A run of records
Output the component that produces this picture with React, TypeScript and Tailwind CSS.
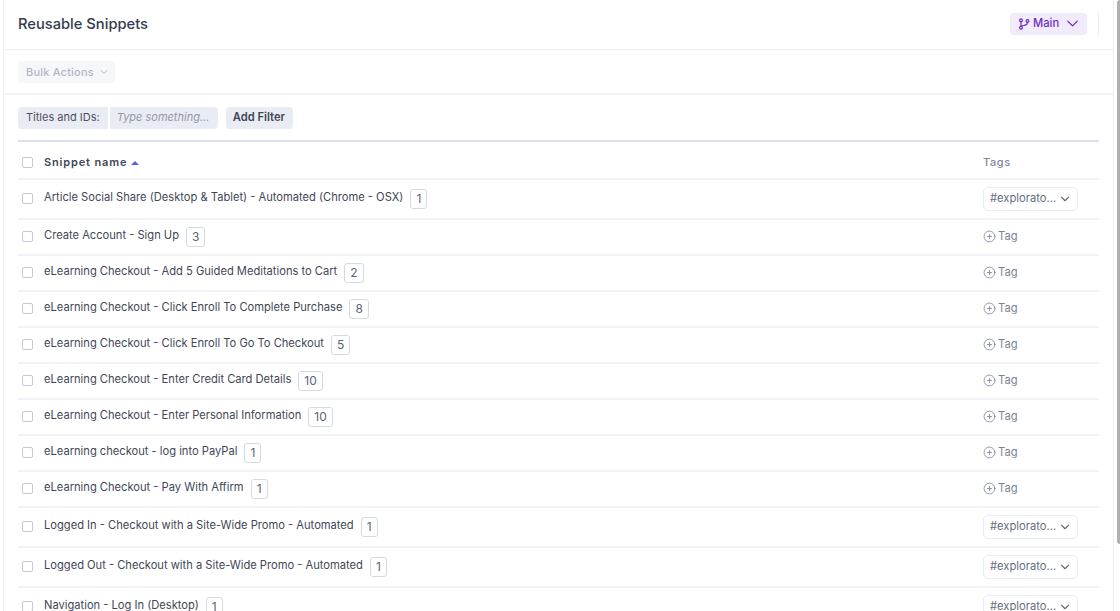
import { ChevronDown, CirclePlus } from 'lucide-react'

interface Snippet {
  name: string
  count: number
  tagged?: boolean
}

const snippets: Snippet[] = [
  { name: 'Article Social Share (Desktop & Tablet) - Automated (Chrome - OSX)', count: 1, tagged: true },
  { name: 'Create Account - Sign Up', count: 3 },
  { name: 'eLearning Checkout - Add 5 Guided Meditations to Cart', count: 2 },
  { name: 'eLearning Checkout - Click Enroll To Complete Purchase', count: 8 },
  { name: 'eLearning Checkout - Click Enroll To Go To Checkout', count: 5 },
  { name: 'eLearning Checkout - Enter Credit Card Details', count: 10 },
  { name: 'eLearning Checkout - Enter Personal Information', count: 10 },
  { name: 'eLearning checkout - log into PayPal', count: 1 },
  { name: 'eLearning Checkout - Pay With Affirm', count: 1 },
  { name: 'Logged In - Checkout with a Site-Wide Promo - Automated', count: 1, tagged: true },
  { name: 'Logged Out - Checkout with a Site-Wide Promo - Automated', count: 1, tagged: true },
  { name: 'Navigation - Log In (Desktop)', count: 1, tagged: true },
]

function BranchIcon() {
  return (
    <svg width="12" height="12" viewBox="0 0 24 24" fill="none" stroke="currentColor" strokeWidth="2.4" className="shrink-0">
      <circle cx="6" cy="4.5" r="2.8" />
      <circle cx="6" cy="19.5" r="2.8" />
      <circle cx="19" cy="6" r="2.8" />
      <path d="M6 7.5v9M19 9c0 4-4 5.5-8 6-2.5.3-5 1-5 2" />
    </svg>
  )
}

function Checkbox() {
  return <span className="mb-px ml-[4px] block h-[11px] w-[11px] shrink-0 rounded-[2px] border-[1.5px] border-[#c3c9d7] bg-white" />
}

function SnippetRow({ snippet }: { snippet: Snippet }) {
  return (
    <div
      className={`flex shrink-0 items-center border-b-2 border-[#f1f2f7] ${snippet.tagged ? 'h-[40px]' : 'h-[36px]'}`}
    >
      <Checkbox />
      <div className="ml-[11px] flex min-w-0 flex-1 items-center">
        <span className="mb-[3px] text-[11.15px] text-[#3f4757]">{snippet.name}</span>
        <span className="ml-[7px] flex h-[20px] min-w-[17px] items-center justify-center rounded-[3px] border border-[#d5d9e3] px-[5px] text-[12px] text-[#5b6375]">
          {snippet.count}
        </span>
      </div>
      <div className="mb-px w-[116px] shrink-0">
        {snippet.tagged ? (
          <div className="flex h-[24px] w-[95px] items-center justify-between rounded-[5px] border border-[#e9ecf3] pl-[6px] pr-[5px] text-[11.2px] text-[#656e80]">
            <span>#explorato...</span>
            <ChevronDown size={14} className="shrink-0 text-[#656e80]" />
          </div>
        ) : (
          <div className="flex items-center gap-[2px] text-[11.2px] text-[#7b8496]">
            <CirclePlus size={13} strokeWidth={1.5} className="shrink-0" />
            <span>Tag</span>
          </div>
        )}
      </div>
    </div>
  )
}

export default function App() {
  return (
    <div className="flex h-[611px] overflow-hidden bg-white font-['Inter',sans-serif]">
      <div className="ml-[3px] flex min-w-0 flex-1 flex-col border-x border-[#eceef3]">
        <header className="flex h-[50px] shrink-0 items-center justify-between border-b border-[#eceef3] pl-[14px] pr-[14px]">
          <h1 className="text-[14.7px] font-medium text-[#333b4d]">Reusable Snippets</h1>
          <div className="mb-[2px] flex items-center gap-[11px]">
            <button className="flex h-[22px] w-[77px] items-center rounded-[4px] bg-[#f2ebfb] pl-[8px] text-[11.2px] font-medium text-[#6d2fc0]">
              <BranchIcon />
              <span className="ml-[3px]">Main</span>
              <ChevronDown size={19} strokeWidth={1.7} className="ml-[4px]" />
            </button>
            <span className="h-[22px] w-px bg-[#eeeaf8]" />
          </div>
        </header>

        <div className="flex h-[45px] shrink-0 items-center border-b-2 border-[#f3f4f8] pl-[14px] pt-px">
          <button className="flex h-[22px] w-[97px] items-center rounded-[4px] bg-[#f6f7fa] pl-[8px] text-[11px] font-medium tracking-[0.2px] text-[#b1b7c4]">
            Bulk Actions
            <ChevronDown size={12} className="ml-[4px]" />
          </button>
        </div>

        <div className="flex h-[45px] shrink-0 items-center pl-[14px] text-[11px]">
          <span className="flex h-[22px] items-center rounded-l-[4px] bg-[#eaecf3] px-[8px] text-[#4a5263]">
            Titles and IDs:
          </span>
          <span className="ml-[2px] flex h-[22px] w-[108px] items-center rounded-r-[4px] bg-[#eaecf3] pl-[7px] italic text-[#9098a8]">
            Type something...
          </span>
          <button className="ml-[8px] flex h-[22px] items-center rounded-[4px] bg-[#eaecf3] pl-[7px] pr-[8px] text-[11.2px] font-semibold text-[#3f4757]">
            Add Filter
          </button>
        </div>

        <div className="ml-[14px] mr-[14px] flex min-h-0 flex-1 flex-col border-t-2 border-[#dcdfec]">
          <div className="flex h-[38px] shrink-0 items-center border-b-2 border-[#f1f2f7] pt-[5px]">
            <Checkbox />
            <div className="ml-[11px] flex flex-1 items-center">
              <span className="text-[11px] font-semibold tracking-[0.85px] text-[#3f4757]">Snippet name</span>
              <span className="ml-[4px] h-0 w-0 border-x-[4px] border-b-[4px] border-x-transparent border-b-[#5b5fe0]" />
            </div>
            <span className="w-[116px] shrink-0 text-[11px] font-medium tracking-[0.6px] text-[#8089a0]">Tags</span>
          </div>
          {snippets.map(s => (
            <SnippetRow key={s.name} snippet={s} />
          ))}
        </div>
      </div>

      {/* scrollbar */}
      <div className="flex w-[6px] shrink-0 justify-end bg-white">
        <div className="h-[544px] w-[3px] rounded-l-full bg-[#b0b0b0]" />
      </div>
    </div>
  )
}
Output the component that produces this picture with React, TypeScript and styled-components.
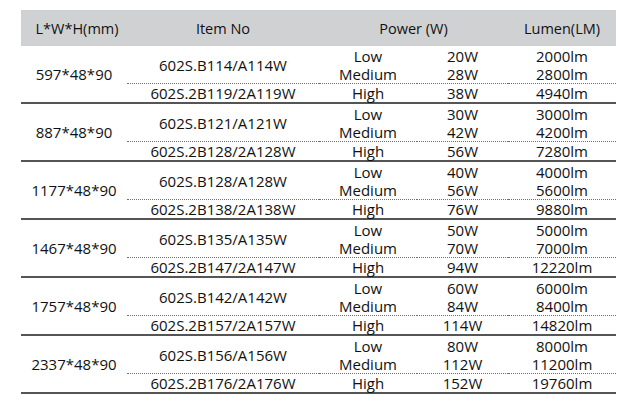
import React from "react";
import styled, { createGlobalStyle } from "styled-components";

const GlobalStyle = createGlobalStyle`
  html, body { margin: 0; padding: 0; background: #ffffff; }
  body { font-family: "Open Sans", "Noto Sans", "Liberation Sans", sans-serif; color: #111111; }
  * { box-sizing: border-box; }
`;

const COLS = "106px 192px 98px 91px 108px";

const Page = styled.div`
  padding: 10px 0 0 21px;
`;

const Table = styled.div`
  width: 595px;
  display: flex;
  flex-direction: column;
`;

const HeaderRow = styled.div`
  display: grid;
  grid-template-columns: 106px 192px 189px 108px;
  height: 36px;
  background: #d0d1d3;
  align-items: center;
  font-size: 14.5px;
`;

const HeaderCell = styled.div<{ $shift?: number }>`
  text-align: center;
  transform: translateX(${(p) => p.$shift ?? 0}px);
`;

const Group = styled.div`
  display: grid;
  grid-template-columns: ${COLS};
  grid-template-rows: 19px 19px 18px;
  border-bottom: 2px solid #555555;
  font-size: 15px;
  line-height: 18px;
`;

const Cell = styled.div<{ $row: number; $col: number; $span?: number; $dotted?: boolean }>`
  grid-row: ${(p) => `${p.$row} / span ${p.$span ?? 1}`};
  grid-column: ${(p) => p.$col};
  display: flex;
  align-items: center;
  justify-content: center;
  white-space: nowrap;
  border-bottom: ${(p) => (p.$dotted ? "1px dotted #6f6f6f" : "none")};
`;

type Spec = {
  dim: string;
  items: [string, string];
  rows: [string, string, string][];
};

const data: Spec[] = [
  { dim: "597*48*90", items: ["602S.B114/A114W", "602S.2B119/2A119W"], rows: [["Low", "20W", "2000lm"], ["Medium", "28W", "2800lm"], ["High", "38W", "4940lm"]] },
  { dim: "887*48*90", items: ["602S.B121/A121W", "602S.2B128/2A128W"], rows: [["Low", "30W", "3000lm"], ["Medium", "42W", "4200lm"], ["High", "56W", "7280lm"]] },
  { dim: "1177*48*90", items: ["602S.B128/A128W", "602S.2B138/2A138W"], rows: [["Low", "40W", "4000lm"], ["Medium", "56W", "5600lm"], ["High", "76W", "9880lm"]] },
  { dim: "1467*48*90", items: ["602S.B135/A135W", "602S.2B147/2A147W"], rows: [["Low", "50W", "5000lm"], ["Medium", "70W", "7000lm"], ["High", "94W", "12220lm"]] },
  { dim: "1757*48*90", items: ["602S.B142/A142W", "602S.2B157/2A157W"], rows: [["Low", "60W", "6000lm"], ["Medium", "84W", "8400lm"], ["High", "114W", "14820lm"]] },
  { dim: "2337*48*90", items: ["602S.B156/A156W", "602S.2B176/2A176W"], rows: [["Low", "80W", "8000lm"], ["Medium", "112W", "11200lm"], ["High", "152W", "19760lm"]] },
];

export default function App() {
  return (
    <Page>
      <GlobalStyle />
      <Table>
        <HeaderRow>
          <HeaderCell $shift={3}>L*W*H(mm)</HeaderCell>
          <HeaderCell>Item No</HeaderCell>
          <HeaderCell>Power (W)</HeaderCell>
          <HeaderCell>Lumen(LM)</HeaderCell>
        </HeaderRow>
        {data.map((g) => (
          <Group key={g.dim}>
            <Cell $row={1} $col={1} $span={3}>{g.dim}</Cell>
            <Cell $row={1} $col={2} $span={2} $dotted>{g.items[0]}</Cell>
            <Cell $row={3} $col={2}>{g.items[1]}</Cell>
            {g.rows.map((r, i) =>
              r.map((v, j) => (
                <Cell key={`${i}-${j}`} $row={i + 1} $col={j + 3} $dotted={i === 1}>
                  {v}
                </Cell>
              ))
            )}
          </Group>
        ))}
      </Table>
    </Page>
  );
}
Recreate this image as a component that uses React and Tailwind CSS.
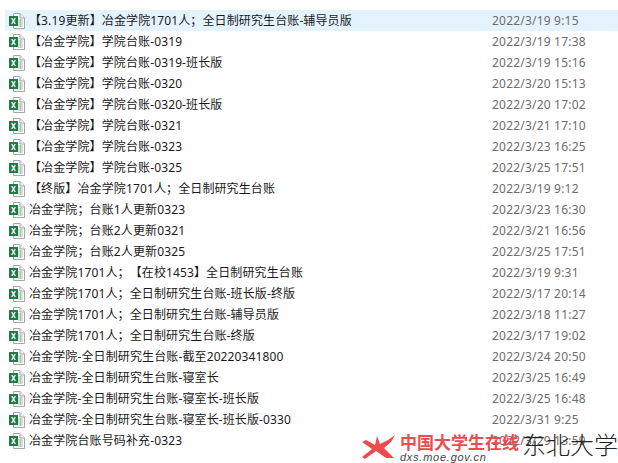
const ROWS = [
  ['【3.19更新】冶金学院1701人；全日制研究生台账-辅导员版', '2022/3/19 9:15'],
  ['【冶金学院】学院台账-0319', '2022/3/19 17:38'],
  ['【冶金学院】学院台账-0319-班长版', '2022/3/19 15:16'],
  ['【冶金学院】学院台账-0320', '2022/3/20 15:13'],
  ['【冶金学院】学院台账-0320-班长版', '2022/3/20 17:02'],
  ['【冶金学院】学院台账-0321', '2022/3/21 17:10'],
  ['【冶金学院】学院台账-0323', '2022/3/23 16:25'],
  ['【冶金学院】学院台账-0325', '2022/3/25 17:51'],
  ['【终版】冶金学院1701人；全日制研究生台账', '2022/3/19 9:12'],
  ['冶金学院；台账1人更新0323', '2022/3/23 16:30'],
  ['冶金学院；台账2人更新0321', '2022/3/21 16:56'],
  ['冶金学院；台账2人更新0325', '2022/3/25 17:51'],
  ['冶金学院1701人；【在校1453】全日制研究生台账', '2022/3/19 9:31'],
  ['冶金学院1701人；全日制研究生台账-班长版-终版', '2022/3/17 20:14'],
  ['冶金学院1701人；全日制研究生台账-辅导员版', '2022/3/18 11:27'],
  ['冶金学院1701人；全日制研究生台账-终版', '2022/3/17 19:02'],
  ['冶金学院-全日制研究生台账-截至20220341800', '2022/3/24 20:50'],
  ['冶金学院-全日制研究生台账-寝室长', '2022/3/25 16:49'],
  ['冶金学院-全日制研究生台账-寝室长-班长版', '2022/3/25 16:48'],
  ['冶金学院-全日制研究生台账-寝室长-班长版-0330', '2022/3/31 9:25'],
  ['冶金学院台账号码补充-0323', '2022/3/29 13:59'],
];

function ExcelIcon() {
  return (
    <svg width="16" height="16" viewBox="0 0 16 16" className="shrink-0">
      <path d="M4.5 0.5H11L15.5 5V15.5H4.5Z" fill="#fff" stroke="#a6a6a6" />
      <path d="M11 0.5V5H15.5" fill="#eee" stroke="#a6a6a6" />
      <path d="M9 7H14M9 9H14M9 11H14M9 13H14M11.5 6V14" stroke="#a9bfae" strokeWidth="1" />
      <rect x="0" y="3" width="9" height="10" fill="#1f7a45" />
      <path d="M2.7 5.2L6.3 10.8M6.3 5.2L2.7 10.8" stroke="#fff" strokeWidth="1.3" />
    </svg>
  );
}

function Row({ name, date, selected }) {
  return (
    <div className={`flex items-center h-[21px] ${selected ? 'bg-[#e5f3ff]' : ''}`}>
      <div className="w-[4px] shrink-0" />
      <ExcelIcon />
      <div className="w-[467px] pl-[4px] shrink-0 text-[12px] text-[#1a1a1a] whitespace-nowrap [text-spacing-trim:space-all] tracking-[0.12px]">{name}</div>
      <div className="text-[12px] text-[#6d6d6d] whitespace-nowrap tracking-[0.2px]">{date}</div>
    </div>
  );
}

function Watermark() {
  return (
    <div className="absolute left-[362px] top-[432px] flex items-start">
      <svg width="33" height="24" viewBox="0 0 33 24" className="shrink-0 mt-[3px]">
        <path d="M0 7L4 5L13 10L15 1L18 9L26 5L33 0L29 7L22 13L32 23L24 23L14 16L3 24L0 22L10 14Z" fill="#ee4b4f" />
      </svg>
      <div className="ml-[5px] w-[122px] shrink-0 pt-[2px]">
        <div className="text-[17px] leading-[18px] font-bold text-[#ee4b4f] whitespace-nowrap">中国大学生在线</div>
        <div className="text-[11px] leading-[12px] italic text-[#444] tracking-[0.75px] -mt-[1px] font-['Liberation_Sans',sans-serif] whitespace-nowrap">dxs.moe.gov.cn</div>
      </div>
      <div className="text-[24px] leading-[26px] font-light text-[#222] whitespace-nowrap">东北大学</div>
    </div>
  );
}

export default function App() {
  return (
    <div className="relative w-[618px] h-[463px] overflow-hidden bg-white pt-[10px] pl-[5px] font-['Noto_Sans','Noto_Sans_CJK_SC',sans-serif]">
      {ROWS.map((r, i) => (
        <Row key={i} name={r[0]} date={r[1]} selected={i === 0} />
      ))}
      <Watermark />
    </div>
  );
}
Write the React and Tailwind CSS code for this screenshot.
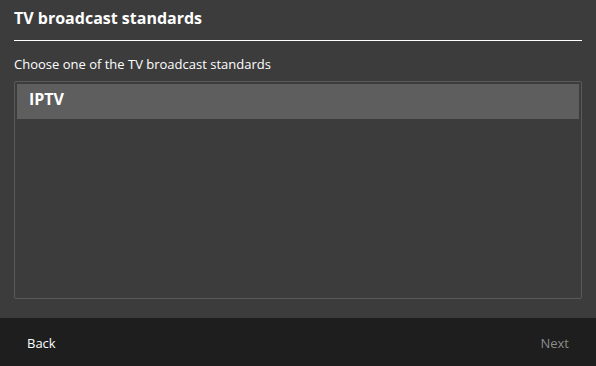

## [What you need to do]
Search the entries for the word "components" and copy every line that has it.

## [Final answer]
Output the component that produces this picture with React, TypeScript and styled-components.
import styled, { createGlobalStyle } from "styled-components";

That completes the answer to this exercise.